Australian immigration quota needed for climate change refugees: Make Poverty History

Campaigns and Advocacy, Media Releases article written on the 13 Jul 2008

An Australian immigration program with a quota for ‘climate change refugees’ is amongst recommendations in a Make Poverty History report, to be launched this Sunday.

The report, See the Bigger Picture: Australian Action on climate change: a guide for Garnaut and the Government, also urges the Rudd Government to establish an international coalition to accept ‘climate change refugees’ when a country becomes uninhabitable because of rising sea levels, as outlined in Labor’s 2007 National Platform.

As Australia waits for the government’s green paper into climate change to see what actions may be taken in the future, the Make Poverty History report, launched in Melbourne with the participation of Pacific Islander communities, highlights the severe impacts climate change is having right now on our Pacific neighbours, and what Australia needs to do to ensure that more people are not forced to evacuate their homelands.

It also includes an analysis of Professor Garnaut’s Draft Report and key recommendations on how Australia should act in areas including Australian leadership, emission reductions, helping our Pacific neighbours cope with climate change impacts, technology transfer to developing countries, and Australia’s response to ‘climate change refugees’.

Within the Pacific region, people living in low-lying islands and river deltas are already experiencing the negative results of climate change, including rising seas and salt water inundation.
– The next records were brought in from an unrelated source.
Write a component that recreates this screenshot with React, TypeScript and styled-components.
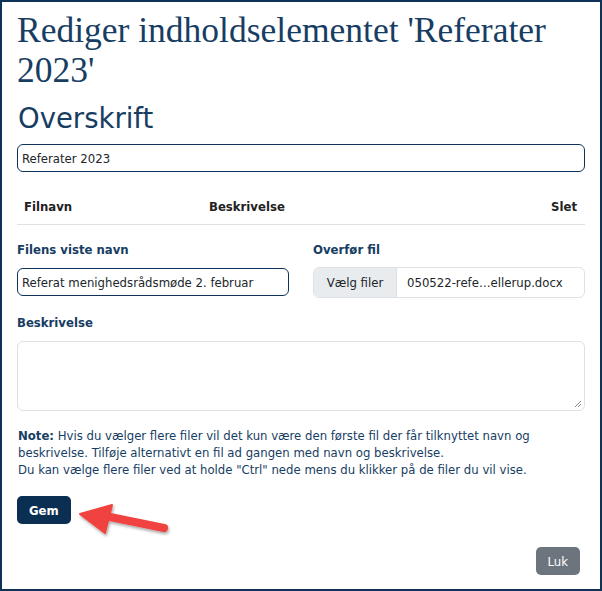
import React from 'react';
import styled, { createGlobalStyle } from 'styled-components';

const GlobalStyle = createGlobalStyle`
  html, body {
    margin: 0;
    padding: 0;
    background: #ffffff;
  }
  * {
    box-sizing: border-box;
  }
`;

const Dialog = styled.div`
  position: relative;
  width: 602px;
  height: 591px;
  border: 2px solid #0d3458;
  padding: 8px 15px 0 15px;
  font-family: "DejaVu Sans Condensed", "DejaVu Sans", sans-serif;
  font-size: 13px;
  color: #212529;
  display: flex;
  flex-direction: column;
`;

const Title = styled.h1`
  margin: 0;
  max-width: 560px;
  font-family: "Liberation Serif", "DejaVu Serif", serif;
  font-weight: 400;
  font-size: 35.5px;
  line-height: 40px;
  color: #173d63;
`;

const Subtitle = styled.h2`
  margin: 10px 0 0 1px;
  font-family: "DejaVu Sans", sans-serif;
  font-weight: 400;
  font-size: 27.5px;
  line-height: 36px;
  color: #173d63;
`;

const TextInput = styled.div<{ $width?: string }>`
  width: ${(p) => p.$width || '100%'};
  height: 28px;
  border: 1px solid #0d3458;
  border-radius: 6px;
  padding: 0 4px;
  display: flex;
  align-items: center;
  white-space: nowrap;
  overflow: hidden;
`;

const TableHead = styled.div`
  margin-top: 27px;
  display: grid;
  grid-template-columns: 185px 1fr auto;
  padding: 0 8px 10px 7px;
  border-bottom: 1px solid #dee2e6;
  font-weight: 700;
  font-size: 13px;
  color: #222;
`;

const Row = styled.div`
  margin-top: 17px;
  display: grid;
  grid-template-columns: 1fr 1fr;
  column-gap: 24px;
`;

const Field = styled.div`
  display: flex;
  flex-direction: column;
  gap: 10px;
`;

const Label = styled.label`
  font-weight: 700;
  font-size: 13px;
  color: #173d63;
  line-height: 16px;
`;

const FileInput = styled.div`
  height: 31px;
  border: 1px solid #dee2e6;
  border-radius: 6px;
  display: flex;
  overflow: hidden;
  margin-top: -1px;
`;

const FileButton = styled.span`
  width: 83px;
  background: #e9ecef;
  border-right: 1px solid #dee2e6;
  display: flex;
  align-items: center;
  justify-content: center;
  color: #212529;
`;

const FileName = styled.span`
  flex: 1;
  display: flex;
  align-items: center;
  padding-left: 10px;
  white-space: nowrap;
`;

const TextArea = styled.div`
  position: relative;
  height: 70px;
  border: 1px solid #dee2e6;
  border-radius: 6px;
`;

const Grip = styled.svg`
  position: absolute;
  right: 2px;
  bottom: 2px;
`;

const Note = styled.p`
  margin: 16px 0 0 1px;
  line-height: 17px;
  color: #173d63;
  b {
    font-weight: 700;
  }
`;

const Button = styled.button<{ $variant: 'primary' | 'secondary' }>`
  border: none;
  border-radius: 5px;
  font-family: inherit;
  font-size: 13px;
  font-weight: ${(p) => (p.$variant === 'primary' ? 700 : 400)};
  color: #ffffff;
  background: ${(p) => (p.$variant === 'primary' ? '#0b2f52' : '#6c757d')};
  height: 28px;
  padding: 0 12px;
`;

const Actions = styled.div`
  margin-top: 18px;
`;

const Footer = styled.div`
  margin-top: auto;
  margin-bottom: 14px;
  display: flex;
  justify-content: flex-end;
  padding-right: 5px;
`;

const Arrow = styled.svg`
  position: absolute;
  left: 70px;
  top: 495px;
  overflow: visible;
`;

function App() {
  return (
    <>
      <GlobalStyle />
      <Dialog>
        <Title>Rediger indholdselementet 'Referater 2023'</Title>
        <Subtitle>Overskrift</Subtitle>
        <TextInput style={{ marginTop: 8 }}>Referater 2023</TextInput>

        <TableHead>
          <span>Filnavn</span>
          <span>Beskrivelse</span>
          <span>Slet</span>
        </TableHead>

        <Row>
          <Field>
            <Label>Filens viste navn</Label>
            <TextInput>Referat menighedsrådsmøde 2. februar</TextInput>
          </Field>
          <Field>
            <Label>Overfør fil</Label>
            <FileInput>
              <FileButton>Vælg filer</FileButton>
              <FileName>050522-refe…ellerup.docx</FileName>
            </FileInput>
          </Field>
        </Row>

        <Field style={{ marginTop: 17 }}>
          <Label>Beskrivelse</Label>
          <TextArea>
            <Grip width="9" height="9" viewBox="0 0 9 9">
              <path d="M8 2 L2 8 M8 5 L5 8" stroke="#888" strokeWidth="1" />
            </Grip>
          </TextArea>
        </Field>

        <Note>
          <b>Note:</b> Hvis du vælger flere filer vil det kun være den første fil der får tilknyttet navn og
          beskrivelse. Tilføje alternativt en fil ad gangen med navn og beskrivelse.
          <br />
          Du kan vælge flere filer ved at holde "Ctrl" nede mens du klikker på de filer du vil vise.
        </Note>

        <Actions>
          <Button $variant="primary">Gem</Button>
        </Actions>

        <Footer>
          <Button $variant="secondary">Luk</Button>
        </Footer>

        <Arrow width="100" height="50" viewBox="0 0 100 50">
          <defs>
            <filter id="shadow" x="-20%" y="-40%" width="140%" height="180%">
              <feDropShadow dx="1" dy="2" stdDeviation="1.5" floodColor="#000" floodOpacity="0.35" />
            </filter>
          </defs>
          <g filter="url(#shadow)">
            <line x1="92" y1="31" x2="38" y2="20" stroke="#f0433f" strokeWidth="8" strokeLinecap="round" />
            <path d="M8 17 L40 8 L33 36 Z" fill="#f0433f" stroke="#f0433f" strokeWidth="2" strokeLinejoin="round" />
          </g>
        </Arrow>
      </Dialog>
    </>
  );
}

export default App;
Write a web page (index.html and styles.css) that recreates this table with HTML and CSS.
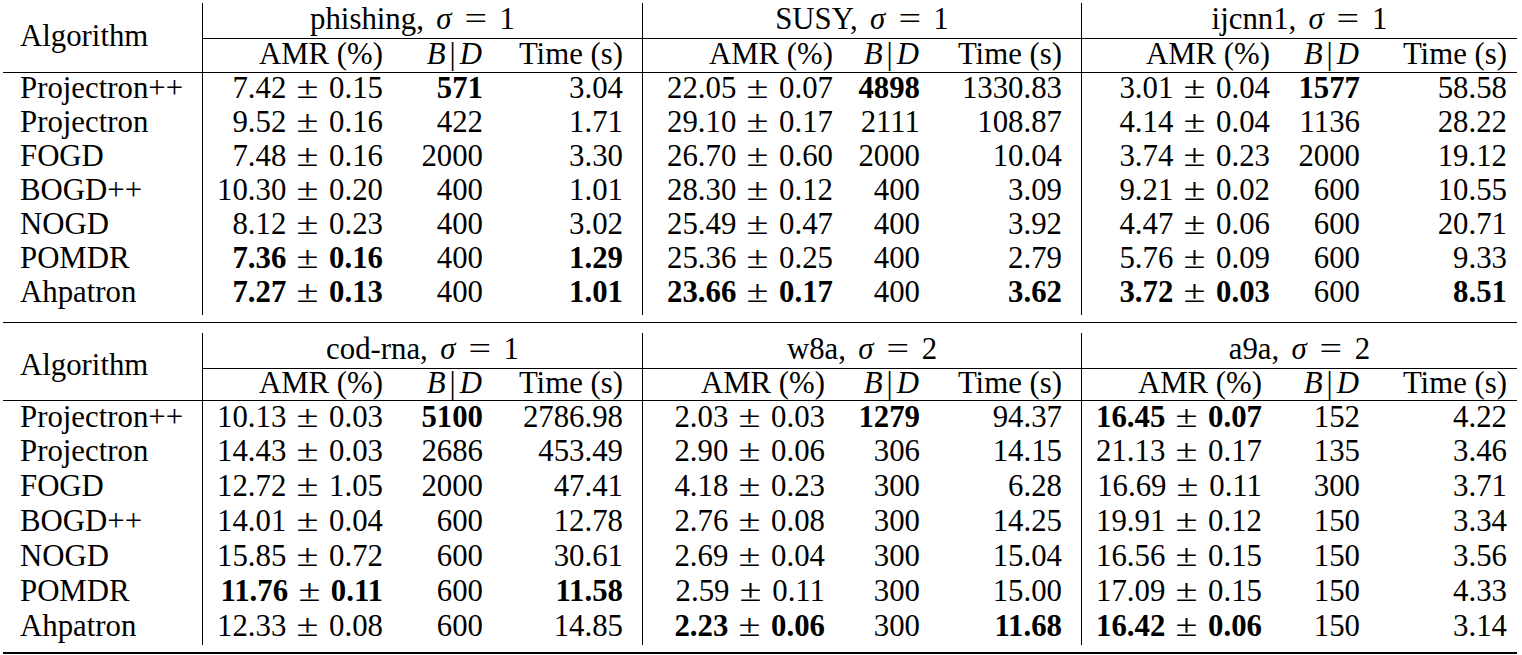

This contributes to crop losses, destruction of fresh water sources and flooding. The nation of Kiribati faces the prospect of disappearing completely, as do other low-lying islands in the Pacific, including those in Papua New Guinea, Tuvalu, and the Marshall Islands.

Make Poverty History acting co-chair James Ensor said Garnaut’s Draft Report recognised global warming would cause substantial displacement of people, particularly in the Asia-Pacific.

“As a regional leader and as a country that is one of the highest per capita carbon emitters in the world, we have a responsibility to help those working families just outside our border who are struggling as well,” Mr Ensor said.

”There are a number of things Australia can do, such as:

• Assist developing countries to access clean technologies;
• Provide new livelihoods programs targeting resilience in the agricultural sector and alternative livelihoods for small producers whose farming becomes untenable;
• Expand developing countries’ disaster preparedness capabilities;
• Use revenues from the Emissions Trading Scheme to not only reduce Australia’s own greenhouse emissions and assist low income households, but also to fund Australia’s fair share of assisting developing countries which are struggling to cope with the ongoing impacts of climate change, and
• Set a strong target to reduce our emissions and encourage other developed countries to set similarly strict targets.

Developed countries need to reduce their collective emissions by at least 25% – 40% of 1990 levels by the year 2020 to give the world a chance of avoiding dangerous climate change.

“Relocation of people is a last resort, but Australia needs to be better prepared for that eventuation and implementing a quota for ‘climate change refugees’ is a big part of that,” Mr Ensor said.
Many Tuvaluans have already been forced to leave their country, and the people of the Carteret Islands are preparing to evacuate to Bougainville, Papua New Guinea.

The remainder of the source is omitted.